Still, how do we live in a world where the ground beneath our feet is not in fact fixed? Whom should one believe in the struggle to predict, or even accurately define, temblors? Is science superior to intuition? If we dream of earthquakes and earthquakes come, are we smart, or are we—well—surely you can’t call that lucky?

A resident of the infamously shaky state of California, a man who says he’s always thought in metaphors, Ulin, in Myth, sets for himself the telling of a story:

This is a story that takes place within that seismic landscape.  It’s a story that begins and ends with an earthquake, a story about the way that, here in California, the soil we stand on can, without warning, turn as fluid as the sea.  It’s a story about how, in the face of all that motion, we evolve elaborate strategies of protection, strategies that help us get on with our lives.
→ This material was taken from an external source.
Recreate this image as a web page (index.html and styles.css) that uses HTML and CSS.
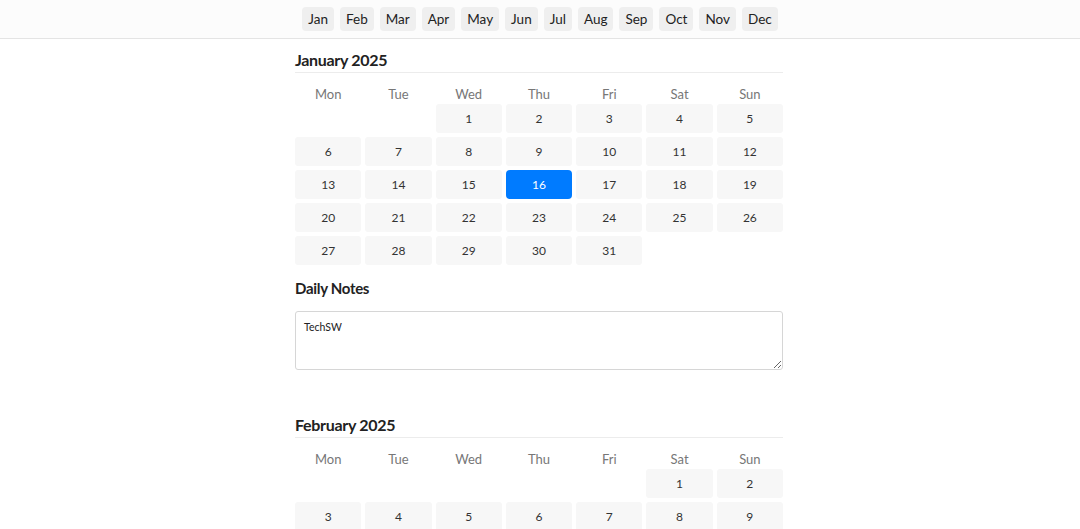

Like John McPhee, the writer he most frequently quotes throughout the book, Ulin’s prose style is lyrical and smooth, marked by long, clause-dependent sentences. Also like McPhee, Ulin is concerned with geopoetry, “where intuition, the ability to make connections, may be the most essential tool we have,” and his quest is highly personal. He seeks out answers to his metaphysical, scientific, and statistical questions by spending time in the company of scientists as well as characters whom I came to think of as earthquake folklorists, but who go by the name of “predictors” in this text.

Ulin writes frequently of his awe and his angst. He actively seeks out earthquake experiences (both the theme-park variety and the actual sort) on the one hand, and lives his life in eternal fear of real quakes on the other, chanting his mantra, Please, not here, not now, when entering, for example, underground subway tunnels. He recognizes how frustratingly anecdotal, contradictory, or coincidental earthquake history is, and yet, his “absolute favorite earthquake fact ever” is that the automobile accident that killed James Dean occurred at the Fort Tejon epicenter, “as if the location itself, the very crossroads, might be a kind of vortex, a magnet for our most enduring myths.”

The science is quite interesting in this book, even though, after eavesdropping on the various conversations Ulin has with the “experts” and “predictors,” one begins to share Ulin’s contention that scientific evidence or supposition should never be confused with an outright earthquake truth. Still, Ulin is not intent upon some fundamental, inviolable truth. He is intent upon living in an unstable world—of seeing beyond the ineluctable and temporary, of being connected with a longer geological history. “What I’m after,” he writes:

is an intuitive landscape, a place where truth and imagination coincide. I want to be transported by uncertainty, put in touch with the ineffable, while at the same time keeping my feet firmly on the ground.  I want to occupy a territory somewhere between [researcher Allan] Lindh and [predictor Jim] Berkland, in which geopoetry opens up a passage to both understanding and wonder, and earthquakes make us larger than ourselves.

Can the ineffable and the actual peacefully coexist? Does uncertainty transport us? Are we alive because we live in constant danger? Read The Myth of Solid Ground and draw your own conclusions.


Beth Kephart C’82 is the author of Still Love in Strange Places, a memoir of El Salvador. Her fifth book, Ghosts in the Garden, is due out in March.